Data provided:
— Begin —
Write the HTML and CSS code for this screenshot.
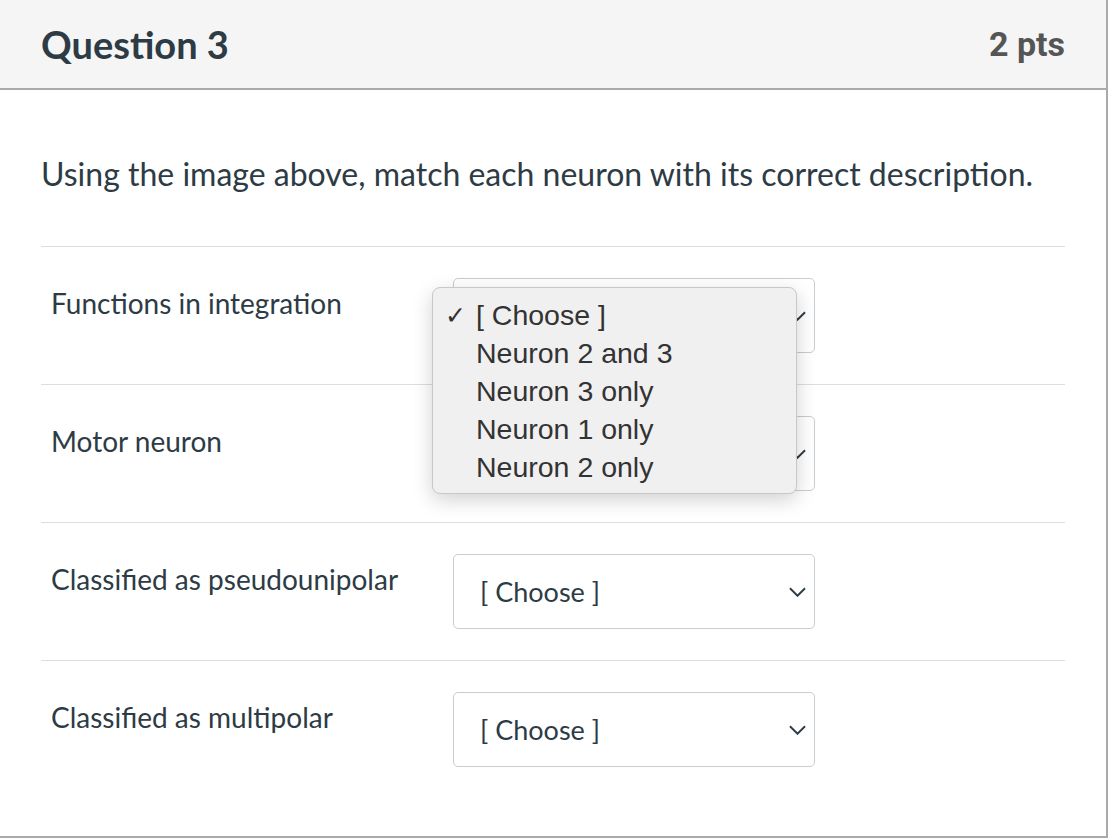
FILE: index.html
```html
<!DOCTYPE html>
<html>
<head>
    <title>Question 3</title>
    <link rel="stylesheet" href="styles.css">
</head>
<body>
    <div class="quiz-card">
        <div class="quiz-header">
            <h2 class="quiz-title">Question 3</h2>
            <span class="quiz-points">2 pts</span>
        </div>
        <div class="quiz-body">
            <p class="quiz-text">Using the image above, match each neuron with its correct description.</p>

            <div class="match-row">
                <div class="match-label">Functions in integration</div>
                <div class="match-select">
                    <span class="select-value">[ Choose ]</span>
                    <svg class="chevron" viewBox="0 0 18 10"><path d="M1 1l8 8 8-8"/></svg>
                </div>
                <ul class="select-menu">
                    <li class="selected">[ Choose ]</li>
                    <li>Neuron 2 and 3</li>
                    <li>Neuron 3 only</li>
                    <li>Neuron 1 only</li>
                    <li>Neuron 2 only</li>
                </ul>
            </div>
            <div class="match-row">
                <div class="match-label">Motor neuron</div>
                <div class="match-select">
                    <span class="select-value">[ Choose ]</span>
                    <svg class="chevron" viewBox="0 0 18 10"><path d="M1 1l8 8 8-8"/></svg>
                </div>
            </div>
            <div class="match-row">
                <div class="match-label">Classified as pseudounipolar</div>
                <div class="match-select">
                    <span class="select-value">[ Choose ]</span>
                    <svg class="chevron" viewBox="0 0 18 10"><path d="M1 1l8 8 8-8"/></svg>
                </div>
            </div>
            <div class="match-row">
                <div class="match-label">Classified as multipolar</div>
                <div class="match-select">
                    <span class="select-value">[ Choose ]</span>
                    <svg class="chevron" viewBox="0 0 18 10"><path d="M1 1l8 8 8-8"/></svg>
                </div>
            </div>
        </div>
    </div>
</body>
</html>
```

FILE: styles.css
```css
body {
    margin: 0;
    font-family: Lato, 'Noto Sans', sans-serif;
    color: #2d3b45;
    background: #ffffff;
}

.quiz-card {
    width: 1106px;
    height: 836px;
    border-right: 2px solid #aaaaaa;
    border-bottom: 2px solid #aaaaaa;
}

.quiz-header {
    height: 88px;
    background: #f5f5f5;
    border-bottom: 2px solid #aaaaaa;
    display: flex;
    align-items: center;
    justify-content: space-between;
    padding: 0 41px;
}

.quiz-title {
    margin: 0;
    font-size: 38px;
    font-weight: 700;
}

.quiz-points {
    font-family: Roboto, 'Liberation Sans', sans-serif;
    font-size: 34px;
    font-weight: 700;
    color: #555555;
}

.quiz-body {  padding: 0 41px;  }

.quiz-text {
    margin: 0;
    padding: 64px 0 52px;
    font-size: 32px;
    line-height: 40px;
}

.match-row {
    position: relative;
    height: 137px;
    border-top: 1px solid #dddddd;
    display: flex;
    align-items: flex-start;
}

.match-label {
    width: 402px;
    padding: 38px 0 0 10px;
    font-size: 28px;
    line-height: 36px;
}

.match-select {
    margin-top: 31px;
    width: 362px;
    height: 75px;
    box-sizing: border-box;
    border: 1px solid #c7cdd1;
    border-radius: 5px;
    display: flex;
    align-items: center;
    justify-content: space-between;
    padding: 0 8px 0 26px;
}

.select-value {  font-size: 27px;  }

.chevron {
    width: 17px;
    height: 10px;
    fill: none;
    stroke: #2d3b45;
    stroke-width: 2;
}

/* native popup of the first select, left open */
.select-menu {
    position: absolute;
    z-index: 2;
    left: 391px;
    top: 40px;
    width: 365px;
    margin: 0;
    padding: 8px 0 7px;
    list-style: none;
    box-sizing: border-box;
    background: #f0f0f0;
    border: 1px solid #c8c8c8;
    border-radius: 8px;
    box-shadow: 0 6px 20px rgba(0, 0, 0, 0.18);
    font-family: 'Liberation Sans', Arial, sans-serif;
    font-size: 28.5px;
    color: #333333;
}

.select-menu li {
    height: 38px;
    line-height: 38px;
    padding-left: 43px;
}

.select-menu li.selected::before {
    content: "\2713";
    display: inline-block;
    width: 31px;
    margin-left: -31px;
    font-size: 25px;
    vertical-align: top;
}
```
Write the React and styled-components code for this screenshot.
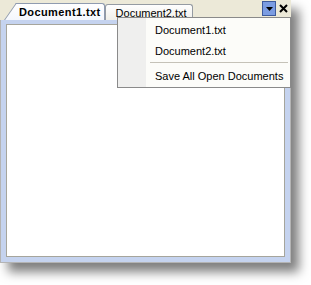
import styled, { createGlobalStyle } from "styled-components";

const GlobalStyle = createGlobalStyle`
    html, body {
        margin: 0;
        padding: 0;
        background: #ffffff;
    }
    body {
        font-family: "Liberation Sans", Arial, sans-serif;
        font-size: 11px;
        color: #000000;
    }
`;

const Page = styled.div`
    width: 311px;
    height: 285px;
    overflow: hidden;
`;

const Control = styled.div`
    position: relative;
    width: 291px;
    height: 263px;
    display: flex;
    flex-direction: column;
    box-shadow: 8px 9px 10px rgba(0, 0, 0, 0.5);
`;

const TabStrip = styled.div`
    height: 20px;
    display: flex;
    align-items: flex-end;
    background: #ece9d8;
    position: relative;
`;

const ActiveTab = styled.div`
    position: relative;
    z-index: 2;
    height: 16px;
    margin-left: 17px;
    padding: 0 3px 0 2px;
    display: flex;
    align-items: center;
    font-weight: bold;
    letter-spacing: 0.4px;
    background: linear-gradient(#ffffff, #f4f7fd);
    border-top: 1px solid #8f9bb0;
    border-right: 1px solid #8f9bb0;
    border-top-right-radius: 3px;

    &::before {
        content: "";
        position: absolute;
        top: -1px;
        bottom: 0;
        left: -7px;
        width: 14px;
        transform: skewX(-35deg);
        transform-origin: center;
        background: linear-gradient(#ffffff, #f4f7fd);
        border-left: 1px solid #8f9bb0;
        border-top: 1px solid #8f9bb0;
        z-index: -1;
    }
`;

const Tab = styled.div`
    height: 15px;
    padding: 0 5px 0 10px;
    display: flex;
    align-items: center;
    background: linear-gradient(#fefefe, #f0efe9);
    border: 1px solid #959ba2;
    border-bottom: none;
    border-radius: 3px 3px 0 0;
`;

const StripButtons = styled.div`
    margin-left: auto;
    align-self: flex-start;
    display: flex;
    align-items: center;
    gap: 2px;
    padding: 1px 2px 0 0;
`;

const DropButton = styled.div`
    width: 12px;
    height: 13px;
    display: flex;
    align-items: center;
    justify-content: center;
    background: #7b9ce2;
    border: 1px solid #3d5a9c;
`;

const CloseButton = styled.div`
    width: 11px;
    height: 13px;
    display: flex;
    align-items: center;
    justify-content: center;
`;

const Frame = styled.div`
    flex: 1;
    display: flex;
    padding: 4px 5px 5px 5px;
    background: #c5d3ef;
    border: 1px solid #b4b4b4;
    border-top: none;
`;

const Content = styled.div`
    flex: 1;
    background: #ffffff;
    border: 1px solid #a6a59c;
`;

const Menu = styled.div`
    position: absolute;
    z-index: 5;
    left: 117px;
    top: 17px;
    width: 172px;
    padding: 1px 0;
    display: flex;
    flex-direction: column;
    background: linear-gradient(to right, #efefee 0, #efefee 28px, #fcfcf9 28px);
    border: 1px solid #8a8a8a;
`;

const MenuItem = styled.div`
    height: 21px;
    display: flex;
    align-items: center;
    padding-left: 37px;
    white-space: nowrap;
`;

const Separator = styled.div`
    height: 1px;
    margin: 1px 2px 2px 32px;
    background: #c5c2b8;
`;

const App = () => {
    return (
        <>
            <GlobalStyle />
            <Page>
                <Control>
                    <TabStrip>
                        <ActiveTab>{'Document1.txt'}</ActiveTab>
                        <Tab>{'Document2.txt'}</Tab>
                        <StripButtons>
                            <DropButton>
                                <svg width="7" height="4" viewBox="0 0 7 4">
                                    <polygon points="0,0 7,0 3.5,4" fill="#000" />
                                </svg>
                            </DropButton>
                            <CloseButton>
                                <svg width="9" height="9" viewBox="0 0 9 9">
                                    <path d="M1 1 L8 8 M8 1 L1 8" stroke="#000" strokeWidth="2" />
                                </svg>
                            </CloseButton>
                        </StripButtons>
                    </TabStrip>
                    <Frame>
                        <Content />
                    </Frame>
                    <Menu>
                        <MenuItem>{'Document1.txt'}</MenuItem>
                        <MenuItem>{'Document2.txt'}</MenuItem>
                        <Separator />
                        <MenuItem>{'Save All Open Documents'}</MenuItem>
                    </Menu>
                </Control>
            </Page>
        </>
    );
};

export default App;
— End —
Each line with the string "this" in it needs to be found and copied.

Write the HTML and CSS code for this screenshot.
Write the React and styled-components code for this screenshot.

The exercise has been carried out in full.